Jon Lebkowsky (jonl) Mon 29 Oct 07 11:11
Good idea; ask her to join us here on the WELL. *8^) I like your question, in the book, about whether we're dreaming up solutions in search of problems. I was guilty of blind technophilia (and neophilia), myself, for quite a while, and I suppose I'm not completely over it. How do we get technologists to think more critically about technology, when they're in a persistent state of excitement about some vision of a tech-mediated future? (This made me think of Dr. Carrington in the 1951 film "The Thing from Another World" - he was so psyched to meet a man from outer space that he ignored the creature's appetite for human blood... and btw, the creature was actually a vegetable, probably transgenic!)
Denise Caruso (denisecaruso) Mon 29 Oct 07 12:10
I don't think you can expect technologists to think more critically about technology in the way that we're talking about here. They are happy to think critically about how to make it work better -- but they aren't so happy to think about how it might break. Nice work if you can get it; square peg, round hole -- the exception being the terrific group of contributors that Peter Neumann has gathered over the past couple of decades for his wonderful RISKS Digest. (Full name: ACM FORUM ON RISKS TO THE PUBLIC IN COMPUTERS AND RELATED SYSTEMS. You can subscribe here if you want: http://lists.csl.sri.com/mailman/listinfo/risks.) But they are a tiny fraction of the larger high tech community. Everybody loves the new geegaw that's gonna make somebody (maybe you!) billions. Nobody loves the party pooper who points out how it can/will/does go kerflooey. But I think you have to somehow convince them that it's important for SOMEBODY to think critically about it, and to have a system that imposes upon them to heed/respond to what those people have to say. Especially with technologies like bio and nano that have the potential to alter natural systems permanently.
Cogito, Ergo Spero (robertflink) Mon 29 Oct 07 18:38
>But I think you have to somehow convince them that it's important for SOMEBODY to think critically about it, and to have a system that imposes upon them to heed/respond to what those people have to say.< Some time back, a number of people did think critically about related matters. It is interesting that the emphasis was on checking the human disposition to abuse positions of power. I refer in these vague, general terms to the writers of the Federalist Papers and the Constitution that resulted. I like the process orientation and lack of idealistic rhetoric. Is there anything in the deliberations that set up the republic that is applicable to the current discussion?
Denise Caruso (denisecaruso) Tue 30 Oct 07 09:38
I don't understand the question.
Cogito, Ergo Spero (robertflink) Tue 30 Oct 07 16:09
I was casting about for some precedent that may show some of the opportunities and pitfalls. There is some indication that the framers of the constitution were trying to improve governance by having better processes rather than by seeking a savior.

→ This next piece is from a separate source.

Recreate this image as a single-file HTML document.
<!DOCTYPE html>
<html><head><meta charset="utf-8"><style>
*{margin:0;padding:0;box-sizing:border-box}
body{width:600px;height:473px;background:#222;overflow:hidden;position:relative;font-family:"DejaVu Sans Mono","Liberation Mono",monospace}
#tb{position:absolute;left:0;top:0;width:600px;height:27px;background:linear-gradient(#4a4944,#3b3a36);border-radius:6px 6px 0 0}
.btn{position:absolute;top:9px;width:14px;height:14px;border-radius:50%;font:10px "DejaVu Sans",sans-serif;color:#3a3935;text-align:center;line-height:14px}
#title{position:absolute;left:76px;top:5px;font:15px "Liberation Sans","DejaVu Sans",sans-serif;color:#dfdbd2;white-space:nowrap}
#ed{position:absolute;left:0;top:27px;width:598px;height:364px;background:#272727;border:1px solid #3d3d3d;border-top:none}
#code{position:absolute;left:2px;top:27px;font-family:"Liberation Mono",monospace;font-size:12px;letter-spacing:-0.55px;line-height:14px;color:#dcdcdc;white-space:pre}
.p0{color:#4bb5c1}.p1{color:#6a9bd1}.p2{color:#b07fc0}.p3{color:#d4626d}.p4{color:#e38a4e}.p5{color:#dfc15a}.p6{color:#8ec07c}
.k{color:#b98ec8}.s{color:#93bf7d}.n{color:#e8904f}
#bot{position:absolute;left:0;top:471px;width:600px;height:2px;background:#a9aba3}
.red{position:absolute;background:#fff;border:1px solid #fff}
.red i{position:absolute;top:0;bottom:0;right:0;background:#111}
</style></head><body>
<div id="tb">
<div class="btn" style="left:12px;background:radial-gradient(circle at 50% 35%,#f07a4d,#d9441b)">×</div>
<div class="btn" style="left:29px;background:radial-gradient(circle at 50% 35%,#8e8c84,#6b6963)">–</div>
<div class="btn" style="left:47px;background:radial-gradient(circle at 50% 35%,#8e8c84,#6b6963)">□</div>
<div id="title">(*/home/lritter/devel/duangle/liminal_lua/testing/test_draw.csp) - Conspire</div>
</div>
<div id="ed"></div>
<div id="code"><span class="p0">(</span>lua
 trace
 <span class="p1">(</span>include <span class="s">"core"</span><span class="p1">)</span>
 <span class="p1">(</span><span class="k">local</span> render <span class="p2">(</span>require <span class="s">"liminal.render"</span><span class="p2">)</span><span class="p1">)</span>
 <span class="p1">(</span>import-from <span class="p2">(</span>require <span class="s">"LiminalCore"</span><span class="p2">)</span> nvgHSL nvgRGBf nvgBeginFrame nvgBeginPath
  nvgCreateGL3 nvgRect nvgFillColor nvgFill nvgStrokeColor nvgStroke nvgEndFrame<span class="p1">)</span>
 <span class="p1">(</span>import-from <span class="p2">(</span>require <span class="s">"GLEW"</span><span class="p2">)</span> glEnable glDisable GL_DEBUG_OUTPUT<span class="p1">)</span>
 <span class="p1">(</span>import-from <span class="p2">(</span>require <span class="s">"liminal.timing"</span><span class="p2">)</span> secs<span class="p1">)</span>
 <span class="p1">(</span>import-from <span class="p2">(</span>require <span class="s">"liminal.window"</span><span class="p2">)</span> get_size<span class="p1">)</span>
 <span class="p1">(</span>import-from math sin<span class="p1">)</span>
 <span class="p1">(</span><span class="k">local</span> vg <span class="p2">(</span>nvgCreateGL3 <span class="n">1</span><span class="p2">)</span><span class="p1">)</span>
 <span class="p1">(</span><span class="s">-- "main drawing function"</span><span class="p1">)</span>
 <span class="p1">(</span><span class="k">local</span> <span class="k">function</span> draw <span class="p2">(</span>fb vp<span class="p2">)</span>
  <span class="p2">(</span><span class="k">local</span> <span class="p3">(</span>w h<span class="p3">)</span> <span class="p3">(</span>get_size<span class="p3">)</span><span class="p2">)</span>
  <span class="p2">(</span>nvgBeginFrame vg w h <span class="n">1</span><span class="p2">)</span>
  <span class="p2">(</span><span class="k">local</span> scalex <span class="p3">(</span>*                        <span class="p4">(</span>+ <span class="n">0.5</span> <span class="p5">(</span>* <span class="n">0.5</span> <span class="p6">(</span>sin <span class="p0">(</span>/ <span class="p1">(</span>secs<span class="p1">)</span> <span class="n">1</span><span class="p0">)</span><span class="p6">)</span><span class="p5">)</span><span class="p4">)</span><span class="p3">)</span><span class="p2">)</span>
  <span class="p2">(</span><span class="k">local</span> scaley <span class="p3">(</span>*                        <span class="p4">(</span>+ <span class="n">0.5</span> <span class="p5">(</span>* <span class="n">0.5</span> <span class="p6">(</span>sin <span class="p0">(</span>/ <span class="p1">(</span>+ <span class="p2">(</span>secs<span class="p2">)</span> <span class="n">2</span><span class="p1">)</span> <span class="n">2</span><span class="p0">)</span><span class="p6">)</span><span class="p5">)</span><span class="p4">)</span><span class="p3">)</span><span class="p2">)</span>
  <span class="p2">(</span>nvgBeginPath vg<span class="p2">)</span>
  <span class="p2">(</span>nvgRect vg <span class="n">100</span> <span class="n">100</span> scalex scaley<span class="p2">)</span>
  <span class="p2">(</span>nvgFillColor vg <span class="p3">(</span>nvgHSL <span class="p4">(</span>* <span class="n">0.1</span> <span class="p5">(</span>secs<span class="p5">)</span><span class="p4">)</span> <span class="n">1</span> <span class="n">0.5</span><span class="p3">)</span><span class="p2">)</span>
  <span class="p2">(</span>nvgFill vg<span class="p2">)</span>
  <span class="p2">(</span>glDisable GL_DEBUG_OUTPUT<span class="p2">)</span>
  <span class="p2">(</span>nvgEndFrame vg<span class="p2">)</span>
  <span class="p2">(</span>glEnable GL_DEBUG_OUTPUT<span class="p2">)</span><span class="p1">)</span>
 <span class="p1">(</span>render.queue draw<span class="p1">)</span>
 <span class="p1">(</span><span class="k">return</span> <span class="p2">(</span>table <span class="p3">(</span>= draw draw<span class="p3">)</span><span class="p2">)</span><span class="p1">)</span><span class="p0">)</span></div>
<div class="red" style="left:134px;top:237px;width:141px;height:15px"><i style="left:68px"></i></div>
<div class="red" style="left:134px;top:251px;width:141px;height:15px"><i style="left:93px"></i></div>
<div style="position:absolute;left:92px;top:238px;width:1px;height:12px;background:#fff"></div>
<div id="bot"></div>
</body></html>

Jon Lebkowsky (jonl) Tue 30 Oct 07 18:01
Denise, are the issues in handling transgenic risk that we've been discussing specific to the U.S.? What are other countries doing?
Cynthia Dyer-Bennet (cdb) Wed 31 Oct 07 12:58
I'm sorry to interrupt, but I wanted to note that over the past two weeks you've covered a lot of rich ground. I'm sure there's a lot more to say, and even though we've begun a new interview in Inkwell, this one doesn't have to stop. If you're able to stick around, Denise and Jon, please know that we'd be honored to have the discussion continue. This topic will remain open and ready for more conversation indefinitely. If you have other things demanding your attention, please let me use this opportunity to thank you for joining us and to wish you the best going forward.

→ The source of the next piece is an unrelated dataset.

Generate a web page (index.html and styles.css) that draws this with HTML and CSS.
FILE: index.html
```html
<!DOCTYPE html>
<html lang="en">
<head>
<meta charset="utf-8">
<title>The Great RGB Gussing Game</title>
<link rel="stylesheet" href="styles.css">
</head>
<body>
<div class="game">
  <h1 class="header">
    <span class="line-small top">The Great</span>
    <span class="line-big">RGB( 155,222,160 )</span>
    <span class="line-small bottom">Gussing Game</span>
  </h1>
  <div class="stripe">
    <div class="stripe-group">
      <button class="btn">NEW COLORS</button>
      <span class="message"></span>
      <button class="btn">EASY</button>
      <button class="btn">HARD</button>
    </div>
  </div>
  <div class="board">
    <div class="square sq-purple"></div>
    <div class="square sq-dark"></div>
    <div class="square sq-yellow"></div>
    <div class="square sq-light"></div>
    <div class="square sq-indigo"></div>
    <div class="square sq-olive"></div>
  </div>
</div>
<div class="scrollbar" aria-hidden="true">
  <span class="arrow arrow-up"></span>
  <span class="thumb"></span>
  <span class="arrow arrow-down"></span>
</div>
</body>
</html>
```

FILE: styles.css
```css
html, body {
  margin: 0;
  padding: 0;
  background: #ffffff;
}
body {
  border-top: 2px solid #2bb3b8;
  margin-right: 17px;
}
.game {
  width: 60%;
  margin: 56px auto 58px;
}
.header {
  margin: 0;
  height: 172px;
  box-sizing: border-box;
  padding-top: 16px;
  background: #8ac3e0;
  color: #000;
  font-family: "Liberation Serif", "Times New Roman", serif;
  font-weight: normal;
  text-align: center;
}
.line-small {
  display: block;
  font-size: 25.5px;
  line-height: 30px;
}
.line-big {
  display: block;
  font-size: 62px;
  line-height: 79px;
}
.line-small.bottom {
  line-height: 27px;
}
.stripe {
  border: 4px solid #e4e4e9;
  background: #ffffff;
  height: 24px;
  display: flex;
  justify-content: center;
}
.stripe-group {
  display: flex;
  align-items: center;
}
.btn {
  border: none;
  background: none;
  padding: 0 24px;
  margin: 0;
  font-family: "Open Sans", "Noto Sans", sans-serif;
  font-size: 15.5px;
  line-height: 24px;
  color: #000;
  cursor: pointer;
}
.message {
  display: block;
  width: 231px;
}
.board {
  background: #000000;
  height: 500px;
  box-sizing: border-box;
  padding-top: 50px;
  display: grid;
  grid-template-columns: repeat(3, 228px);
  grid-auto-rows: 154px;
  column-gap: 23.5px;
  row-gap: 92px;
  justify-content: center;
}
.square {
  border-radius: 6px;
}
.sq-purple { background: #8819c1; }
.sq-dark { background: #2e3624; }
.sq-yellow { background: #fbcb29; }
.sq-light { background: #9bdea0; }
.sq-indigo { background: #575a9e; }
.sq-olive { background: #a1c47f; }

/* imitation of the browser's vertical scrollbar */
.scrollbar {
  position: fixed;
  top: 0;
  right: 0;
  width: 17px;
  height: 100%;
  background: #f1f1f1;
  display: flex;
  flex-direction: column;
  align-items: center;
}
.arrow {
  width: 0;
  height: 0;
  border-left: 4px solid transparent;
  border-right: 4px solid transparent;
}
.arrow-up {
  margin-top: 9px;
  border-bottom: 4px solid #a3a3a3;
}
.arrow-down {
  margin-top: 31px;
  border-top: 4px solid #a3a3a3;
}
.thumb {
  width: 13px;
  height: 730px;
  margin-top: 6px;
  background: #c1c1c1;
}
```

Jon Lebkowsky (jonl) Wed 31 Oct 07 22:34
Thanks, Cynthia! We were having such a great talk it didn't really dawn on me that our two weeks were done.
Gail Williams (gail) Thu 1 Nov 07 15:44
This has been great fun. Thanks Jon & Denise!
Denise Caruso (denisecaruso) Fri 2 Nov 07 11:56
Thanks to all of you as well -- I am always gratified to talk with people who really care about these issues. Many other countries are doing more than we are in the U.S. As a result of the kinds of public conversations on biotech that do NOT take place here, regions and sometimes even countries have banned field trials or are withholding approvals until they have more satisfactory data on risk and benefit. In INTERVENTION (my final plug! ;) I note that as of August 2006, in the European Union alone, more than 3,400 local governments in more than a dozen countries had declared themselves GM-free zones. Unlike the U.S., many countries require products containing transgenics to be labeled, and they are monitored in transit and the field. En fin, thanks to Cynthia for asking me to do this and persisting, and to Jon and all of you for asking such good and thoughtful questions. Please keep talking about these issues with your friends and colleagues. Let me know if I can do anything in your communities to help start more of these kinds of conversations. They're so important. Take care, and as Philo of Alexandria said, "Be kind, for everyone you meet is fighting a great battle."